Conover said Watson impressed her and other members of her team during interviews for the job as communications director back in November. Watson applied of his own accord, she said. Hiring Watson also aligned with her values of forming a more humane criminal justice system and rehabilitating convicts.

"Joe’s interview just really stuck out," Conover added. "His resume, like the depth of his writing and journalism and his ability to go into the detail of a story, really stuck out. In the last three years he’s being doing really high-quality work for kind of a beloved nonprofit down here."

His recent criminal justice reform advocacy is the kind of work that "makes you want to steal them away from the job they’re doing."

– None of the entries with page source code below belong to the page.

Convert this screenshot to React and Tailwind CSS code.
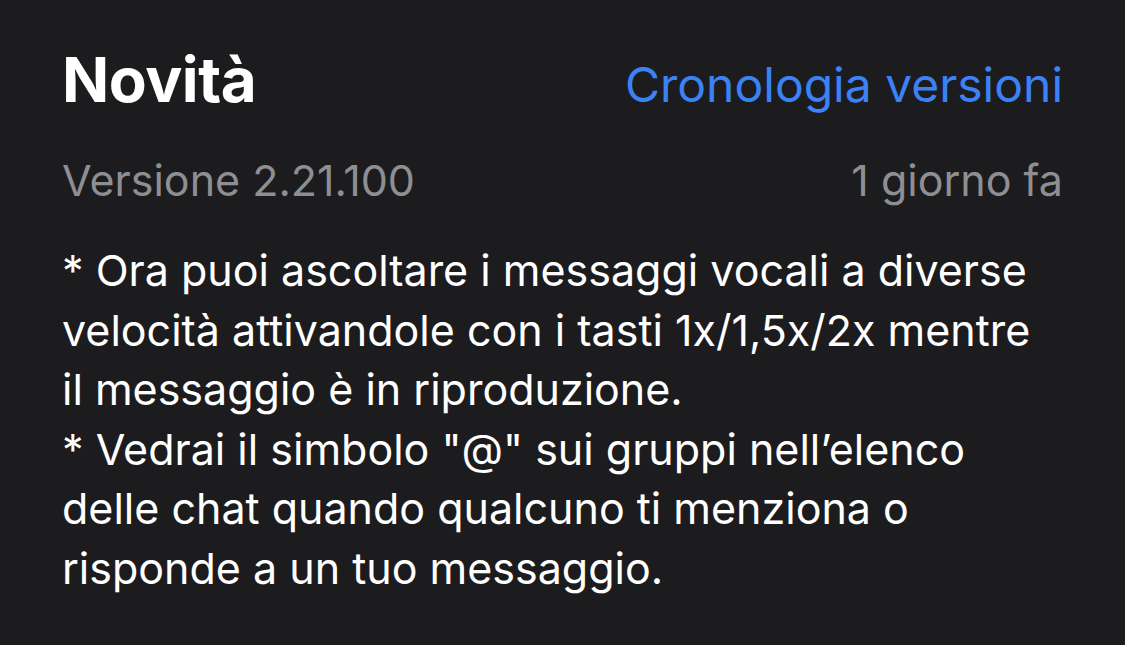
export default function App() {
  return (
    <div className="w-[1125px] h-[645px] bg-[#1c1c1e] text-white px-[62px] overflow-hidden" style={{ fontFamily: 'Inter, "Noto Sans", sans-serif' }}>
      <div className="flex items-baseline justify-between pt-[42px]">
        <div className="text-[62px] font-bold leading-[76px] tracking-[-0.5px]">Novità</div>
        <div className="text-[48px] leading-[60px] text-[#3b82f6]">Cronologia versioni</div>
      </div>
      <div className="flex items-baseline justify-between mt-[37px] text-[#8e8e93] text-[43px] leading-[50px]">
        <div>Versione 2.21.100</div>
        <div>1 giorno fa</div>
      </div>
      <div className="mt-[36px] text-[43px] leading-[59.5px]">
        <div>* Ora puoi ascoltare i messaggi vocali a diverse</div>
        <div>velocità attivandole con i tasti 1x/1,5x/2x mentre</div>
        <div>il messaggio è in riproduzione.</div>
        <div>* Vedrai il simbolo "@" sui gruppi nell’elenco</div>
        <div>delle chat quando qualcuno ti menziona o</div>
        <div>risponde a un tuo messaggio.</div>
      </div>
    </div>
  );
}
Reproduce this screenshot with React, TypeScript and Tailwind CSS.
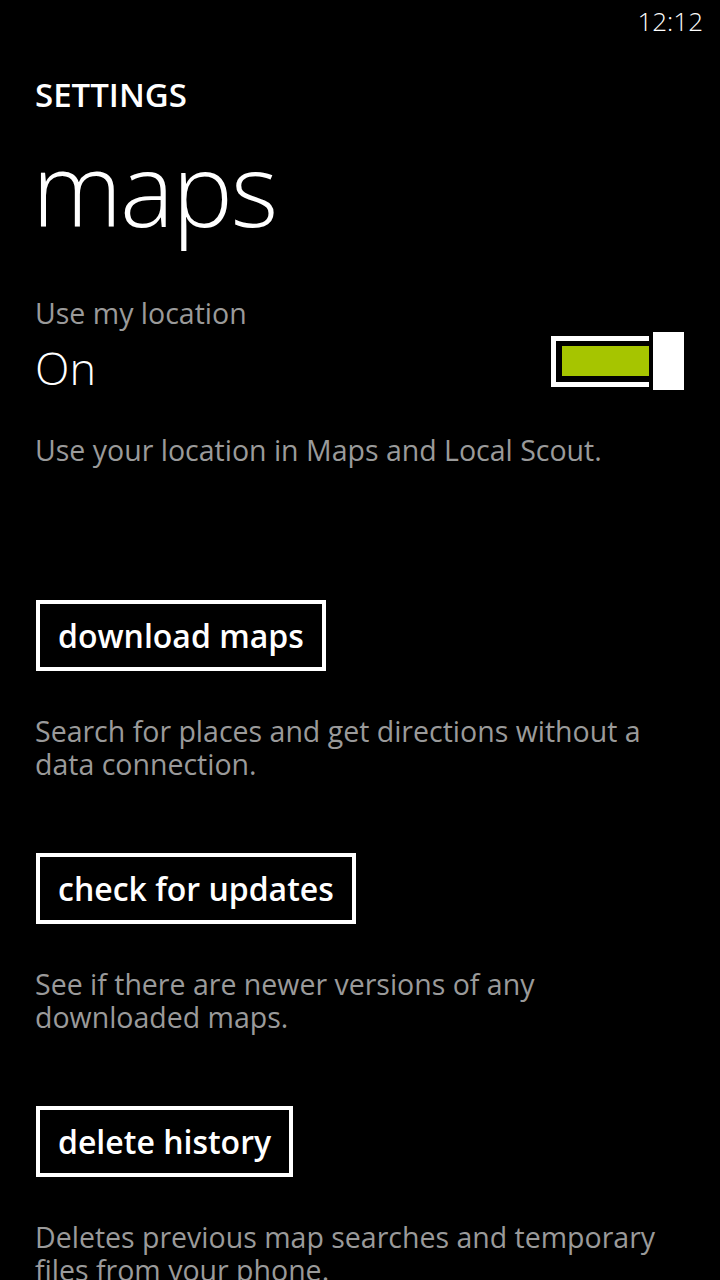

Hiring people as senior staffers who have been convicted of serious felonies and have spent time in prison is fairly unusual for a county prosecutorial agency. But Conover said that his perspective will be an asset for the office and, for instance, help prosecutors humanize defendants.

"I think it could inform us both on how we communicate with and treat victims, and it can inform us on how we view those charged with crimes and where they come from and families and the long-range consequences of what we’re doing," she said.

Watson said that he expects that some prosecutors in the agency might be "skeptical of the formerly incarcerated guy working alongside them." But he's confident that Laura's leadership will help build rapport with wary staffers.

As communications director, which is a new position for the Pima County Attorney's Office, Watson will oversee the agency's website, social media, and work with the press. He'll also be working with prosecutors to adopt more humane messaging, both in the court room and in the media.

"She wants me to help prosecutors in the office use people-first language, to use language that no longer demonizes and dehumanizes the people that they prosecute," Watson said. "I feel that could lead to a real transformation of prosecutors within the system."

When asked, given his stint in prison, if he ever saw himself joining the Pima County Attorney's Office as a senior staffer, Watson partially attributed his rebound to his relocation to Tucson, which he described as a "community that believes in second chances."

"I'm just incredibly fortunate to be here," he sad. "This is definitely not something that I expected."